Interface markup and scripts
>> Begin

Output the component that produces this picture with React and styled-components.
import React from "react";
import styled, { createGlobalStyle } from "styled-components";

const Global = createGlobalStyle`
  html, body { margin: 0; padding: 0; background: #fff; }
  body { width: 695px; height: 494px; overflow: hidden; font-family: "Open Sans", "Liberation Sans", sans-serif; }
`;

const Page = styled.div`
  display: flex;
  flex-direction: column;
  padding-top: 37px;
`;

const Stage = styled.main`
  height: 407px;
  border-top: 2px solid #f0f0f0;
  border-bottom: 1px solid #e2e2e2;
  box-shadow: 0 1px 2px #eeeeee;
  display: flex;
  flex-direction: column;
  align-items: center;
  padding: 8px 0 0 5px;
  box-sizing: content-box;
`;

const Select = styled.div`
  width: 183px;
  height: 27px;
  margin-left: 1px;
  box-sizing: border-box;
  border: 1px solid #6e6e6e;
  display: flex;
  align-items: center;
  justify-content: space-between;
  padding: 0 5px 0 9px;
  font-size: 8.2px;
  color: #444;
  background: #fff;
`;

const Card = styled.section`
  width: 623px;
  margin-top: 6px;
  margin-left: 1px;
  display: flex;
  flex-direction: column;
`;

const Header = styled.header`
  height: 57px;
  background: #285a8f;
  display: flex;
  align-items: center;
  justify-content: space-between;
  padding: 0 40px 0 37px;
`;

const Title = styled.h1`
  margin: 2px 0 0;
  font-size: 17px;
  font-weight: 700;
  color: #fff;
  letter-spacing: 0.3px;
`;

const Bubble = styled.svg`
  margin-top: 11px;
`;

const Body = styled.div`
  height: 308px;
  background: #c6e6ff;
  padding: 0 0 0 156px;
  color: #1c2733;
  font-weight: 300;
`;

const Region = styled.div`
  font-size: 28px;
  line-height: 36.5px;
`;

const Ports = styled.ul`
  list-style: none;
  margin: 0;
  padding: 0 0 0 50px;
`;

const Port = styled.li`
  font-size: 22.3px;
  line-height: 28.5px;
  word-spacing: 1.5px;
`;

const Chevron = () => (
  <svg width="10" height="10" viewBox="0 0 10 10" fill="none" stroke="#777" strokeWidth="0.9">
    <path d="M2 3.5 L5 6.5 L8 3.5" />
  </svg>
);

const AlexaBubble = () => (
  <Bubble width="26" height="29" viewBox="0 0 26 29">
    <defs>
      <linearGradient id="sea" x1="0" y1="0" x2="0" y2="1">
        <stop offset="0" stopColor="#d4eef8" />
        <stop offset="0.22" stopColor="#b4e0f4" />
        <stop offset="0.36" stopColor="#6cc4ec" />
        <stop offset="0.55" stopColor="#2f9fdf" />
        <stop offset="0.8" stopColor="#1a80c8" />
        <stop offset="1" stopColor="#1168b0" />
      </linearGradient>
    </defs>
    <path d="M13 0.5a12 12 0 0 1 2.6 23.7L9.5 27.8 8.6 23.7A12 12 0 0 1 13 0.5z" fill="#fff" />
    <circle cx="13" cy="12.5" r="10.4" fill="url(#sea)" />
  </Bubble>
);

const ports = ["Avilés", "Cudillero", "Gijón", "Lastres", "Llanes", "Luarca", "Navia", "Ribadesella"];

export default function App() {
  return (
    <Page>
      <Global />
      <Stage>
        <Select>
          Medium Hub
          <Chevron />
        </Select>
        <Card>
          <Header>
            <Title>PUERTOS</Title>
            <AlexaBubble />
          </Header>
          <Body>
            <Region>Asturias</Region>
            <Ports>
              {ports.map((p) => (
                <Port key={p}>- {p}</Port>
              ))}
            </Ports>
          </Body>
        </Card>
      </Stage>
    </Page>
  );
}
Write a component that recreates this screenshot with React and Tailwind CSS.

>> End

## Written task:
Each line of the material should be echoed exactly.

## Complete response:
Output the component that produces this picture with React and styled-components.
import React from "react";
import styled, { createGlobalStyle } from "styled-components";

const Global = createGlobalStyle`
  html, body { margin: 0; padding: 0; background: #fff; }
  body { width: 695px; height: 494px; overflow: hidden; font-family: "Open Sans", "Liberation Sans", sans-serif; }
`;

const Page = styled.div`
  display: flex;
  flex-direction: column;
  padding-top: 37px;
`;

const Stage = styled.main`
  height: 407px;
  border-top: 2px solid #f0f0f0;
  border-bottom: 1px solid #e2e2e2;
  box-shadow: 0 1px 2px #eeeeee;
  display: flex;
  flex-direction: column;
  align-items: center;
  padding: 8px 0 0 5px;
  box-sizing: content-box;
`;

const Select = styled.div`
  width: 183px;
  height: 27px;
  margin-left: 1px;
  box-sizing: border-box;
  border: 1px solid #6e6e6e;
  display: flex;
  align-items: center;
  justify-content: space-between;
  padding: 0 5px 0 9px;
  font-size: 8.2px;
  color: #444;
  background: #fff;
`;

const Card = styled.section`
  width: 623px;
  margin-top: 6px;
  margin-left: 1px;
  display: flex;
  flex-direction: column;
`;

const Header = styled.header`
  height: 57px;
  background: #285a8f;
  display: flex;
  align-items: center;
  justify-content: space-between;
  padding: 0 40px 0 37px;
`;

const Title = styled.h1`
  margin: 2px 0 0;
  font-size: 17px;
  font-weight: 700;
  color: #fff;
  letter-spacing: 0.3px;
`;

const Bubble = styled.svg`
  margin-top: 11px;
`;

const Body = styled.div`
  height: 308px;
  background: #c6e6ff;
  padding: 0 0 0 156px;
  color: #1c2733;
  font-weight: 300;
`;

const Region = styled.div`
  font-size: 28px;
  line-height: 36.5px;
`;

const Ports = styled.ul`
  list-style: none;
  margin: 0;
  padding: 0 0 0 50px;
`;

const Port = styled.li`
  font-size: 22.3px;
  line-height: 28.5px;
  word-spacing: 1.5px;
`;

const Chevron = () => (
  <svg width="10" height="10" viewBox="0 0 10 10" fill="none" stroke="#777" strokeWidth="0.9">
    <path d="M2 3.5 L5 6.5 L8 3.5" />
  </svg>
);

const AlexaBubble = () => (
  <Bubble width="26" height="29" viewBox="0 0 26 29">
    <defs>
      <linearGradient id="sea" x1="0" y1="0" x2="0" y2="1">
        <stop offset="0" stopColor="#d4eef8" />
        <stop offset="0.22" stopColor="#b4e0f4" />
        <stop offset="0.36" stopColor="#6cc4ec" />
        <stop offset="0.55" stopColor="#2f9fdf" />
        <stop offset="0.8" stopColor="#1a80c8" />
        <stop offset="1" stopColor="#1168b0" />
      </linearGradient>
    </defs>
    <path d="M13 0.5a12 12 0 0 1 2.6 23.7L9.5 27.8 8.6 23.7A12 12 0 0 1 13 0.5z" fill="#fff" />
    <circle cx="13" cy="12.5" r="10.4" fill="url(#sea)" />
  </Bubble>
);

const ports = ["Avilés", "Cudillero", "Gijón", "Lastres", "Llanes", "Luarca", "Navia", "Ribadesella"];

export default function App() {
  return (
    <Page>
      <Global />
      <Stage>
        <Select>
          Medium Hub
          <Chevron />
        </Select>
        <Card>
          <Header>
            <Title>PUERTOS</Title>
            <AlexaBubble />
          </Header>
          <Body>
            <Region>Asturias</Region>
            <Ports>
              {ports.map((p) => (
                <Port key={p}>- {p}</Port>
              ))}
            </Ports>
          </Body>
        </Card>
      </Stage>
    </Page>
  );
}
Write a component that recreates this screenshot with React and Tailwind CSS.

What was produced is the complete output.